Doesn't this fall into an 'immaterial' category when doing estimates?
ashitaka
5/24
"I took a look at the rate of errors per balls fielded by infielders..."

Why just infielders? Am I missing something?
eighteen
5/24
Probably because a) most OF errors are scored hits since the ball doesn't touch the glove, and b) the number of OF errors actually scored errors (dropped balls) is too miniscule to bother with.
cwyers
5/24
I should clarify that this isn't fielding percentage, but looks at all balls fielded at all. And, with the exceptions of home runs and foul balls, all batted balls have to be fielded by somebody. With the exception of infield singles and home runs (and ground rule doubles), every hit is fielded by an outfielder at some point.

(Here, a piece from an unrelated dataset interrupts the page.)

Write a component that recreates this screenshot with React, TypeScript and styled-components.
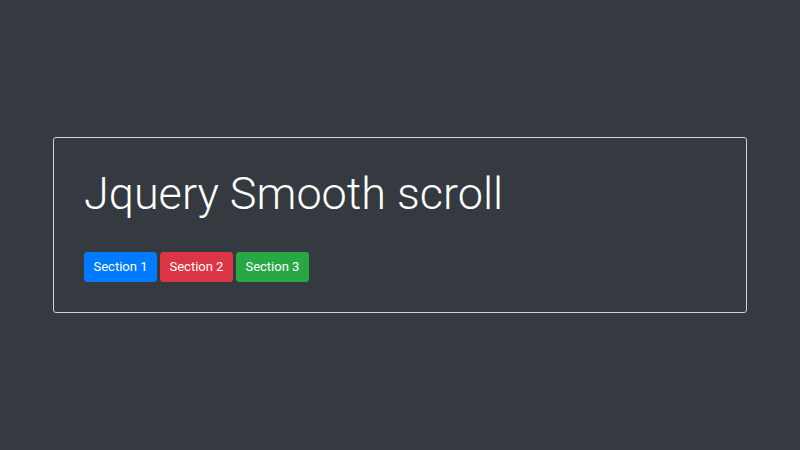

So outfield errors (which, as you note, are much, much rarer - and probably a bit more cut-and-dried as far as the scoring is concerned) are a bit more difficult to tease out. You'd want to look at batted ball data to sort out the relationship, but then you're left puzzling out what bias is in the batted ball data versus the judgement of the official scorer.
fantasyking
5/24
Dumb question: does a higher number mean more errors, or fewer errors, at a given ballpark?
cwyers
5/24
High means more errors, low means fewer errors.
sensij
5/24

Not to get all nit-picky on you, but the standard deviation you quoted applies to data that is normally distributed. The data you've posted here is a small set, but actually looks bi-modal. Anyone want to take a stab at what that might mean?
cwyers
5/24
That's interesting. I don't know if it's really bimodal or not - it could simply be a strongly right-skewed distribution that needs some smoothing. You're right that I haven't given enough data points to say for sure. I'll have to look at this a bit more and report back.
cwyers
5/25
I don't want to say I looked at a larger data set, but I looked at a more granular one - I figured three-year park factors for each year in the data set. (Anyone interested can get the data here.)

And I don't see any reason to think that it's bimodal, looking at
a histogram of the data. That isn't to say it's strictly normal, though - there's a pretty clear right skew to the data.
sensij
5/26
Thanks for reporting back on it! I was struck by the lack of 100's in the data in the article, but it is clear that a larger data set fills it in better. I always like reading about the reliability of the source data that is used in so many of the advanced metrics, and this was a nice look at the way errors are scored.